Copy out all lines that hold "this".
═════ SUPPLIED INFORMATION ═════
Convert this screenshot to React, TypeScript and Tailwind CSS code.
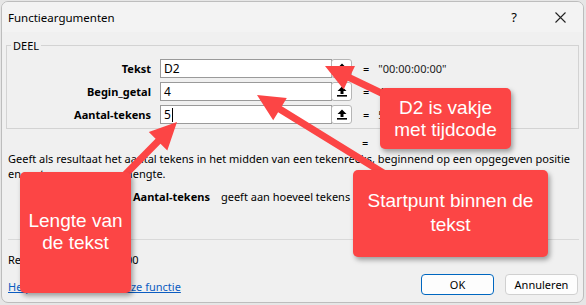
═════
═════ SUPPLIED INFORMATION ═════
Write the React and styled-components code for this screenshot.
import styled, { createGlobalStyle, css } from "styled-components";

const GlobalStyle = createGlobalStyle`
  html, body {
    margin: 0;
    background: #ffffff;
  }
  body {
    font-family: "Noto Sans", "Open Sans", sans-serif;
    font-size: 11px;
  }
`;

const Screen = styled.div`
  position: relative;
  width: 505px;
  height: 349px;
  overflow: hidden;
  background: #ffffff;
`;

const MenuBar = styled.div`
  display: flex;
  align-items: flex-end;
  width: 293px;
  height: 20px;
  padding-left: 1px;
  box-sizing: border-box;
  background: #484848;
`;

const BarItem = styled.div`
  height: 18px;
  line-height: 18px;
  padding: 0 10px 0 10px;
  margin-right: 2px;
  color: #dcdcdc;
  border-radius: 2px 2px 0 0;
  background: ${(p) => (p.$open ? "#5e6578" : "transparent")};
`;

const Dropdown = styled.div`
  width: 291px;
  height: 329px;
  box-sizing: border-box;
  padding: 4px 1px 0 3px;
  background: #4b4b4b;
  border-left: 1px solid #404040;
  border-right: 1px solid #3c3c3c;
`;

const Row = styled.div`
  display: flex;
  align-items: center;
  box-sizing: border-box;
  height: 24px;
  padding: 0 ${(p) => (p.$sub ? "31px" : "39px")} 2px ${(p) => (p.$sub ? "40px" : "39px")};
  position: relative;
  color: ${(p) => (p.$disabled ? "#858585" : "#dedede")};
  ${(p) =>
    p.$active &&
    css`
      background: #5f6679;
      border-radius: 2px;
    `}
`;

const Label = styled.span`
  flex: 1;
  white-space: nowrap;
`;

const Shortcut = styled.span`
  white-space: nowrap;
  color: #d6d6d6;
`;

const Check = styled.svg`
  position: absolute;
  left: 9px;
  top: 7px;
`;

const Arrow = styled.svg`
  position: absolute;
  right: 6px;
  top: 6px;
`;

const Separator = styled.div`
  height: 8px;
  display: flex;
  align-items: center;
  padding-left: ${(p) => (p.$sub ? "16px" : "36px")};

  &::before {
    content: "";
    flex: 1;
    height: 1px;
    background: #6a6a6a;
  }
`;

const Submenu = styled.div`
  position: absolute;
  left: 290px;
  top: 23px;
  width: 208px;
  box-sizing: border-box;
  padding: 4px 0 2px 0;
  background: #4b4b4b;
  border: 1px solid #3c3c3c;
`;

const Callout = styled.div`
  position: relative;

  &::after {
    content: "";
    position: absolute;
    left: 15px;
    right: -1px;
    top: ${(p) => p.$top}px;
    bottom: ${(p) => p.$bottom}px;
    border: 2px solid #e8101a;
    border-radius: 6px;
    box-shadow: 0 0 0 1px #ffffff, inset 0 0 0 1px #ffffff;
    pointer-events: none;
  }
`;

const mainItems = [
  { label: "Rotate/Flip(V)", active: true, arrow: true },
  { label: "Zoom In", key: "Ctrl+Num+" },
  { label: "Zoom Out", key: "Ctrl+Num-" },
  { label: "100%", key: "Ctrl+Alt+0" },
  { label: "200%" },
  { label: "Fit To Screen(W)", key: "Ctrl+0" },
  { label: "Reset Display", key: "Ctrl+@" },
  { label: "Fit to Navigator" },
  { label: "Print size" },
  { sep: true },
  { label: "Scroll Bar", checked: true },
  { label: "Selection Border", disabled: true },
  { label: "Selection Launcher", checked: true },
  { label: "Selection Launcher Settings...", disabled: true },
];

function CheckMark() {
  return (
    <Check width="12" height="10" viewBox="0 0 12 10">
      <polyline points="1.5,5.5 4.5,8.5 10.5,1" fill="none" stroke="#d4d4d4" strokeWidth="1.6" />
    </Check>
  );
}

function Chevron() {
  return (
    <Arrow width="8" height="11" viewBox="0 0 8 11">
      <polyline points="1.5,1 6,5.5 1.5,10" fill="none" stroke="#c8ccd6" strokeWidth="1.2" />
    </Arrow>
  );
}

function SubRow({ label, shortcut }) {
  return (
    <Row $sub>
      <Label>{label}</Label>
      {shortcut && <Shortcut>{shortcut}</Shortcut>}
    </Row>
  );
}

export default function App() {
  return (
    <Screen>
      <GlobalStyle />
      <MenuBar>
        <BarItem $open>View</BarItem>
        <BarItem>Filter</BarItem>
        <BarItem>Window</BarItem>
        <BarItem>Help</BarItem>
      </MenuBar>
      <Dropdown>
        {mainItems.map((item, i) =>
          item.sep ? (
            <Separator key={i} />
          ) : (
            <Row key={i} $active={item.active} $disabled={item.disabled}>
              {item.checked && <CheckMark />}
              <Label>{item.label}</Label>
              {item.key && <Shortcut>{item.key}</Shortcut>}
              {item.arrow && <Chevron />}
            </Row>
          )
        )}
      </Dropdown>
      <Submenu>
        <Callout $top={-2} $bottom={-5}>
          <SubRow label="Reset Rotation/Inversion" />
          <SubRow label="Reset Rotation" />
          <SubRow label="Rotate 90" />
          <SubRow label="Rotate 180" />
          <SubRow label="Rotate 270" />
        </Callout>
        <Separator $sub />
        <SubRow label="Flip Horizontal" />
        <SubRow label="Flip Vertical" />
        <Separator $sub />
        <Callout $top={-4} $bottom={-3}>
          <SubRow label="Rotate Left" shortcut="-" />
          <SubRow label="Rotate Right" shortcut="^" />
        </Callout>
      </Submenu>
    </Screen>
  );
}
═════
| RESPONSE TO THE TASK |
Convert this screenshot to React, TypeScript and Tailwind CSS code.
Write the React and styled-components code for this screenshot.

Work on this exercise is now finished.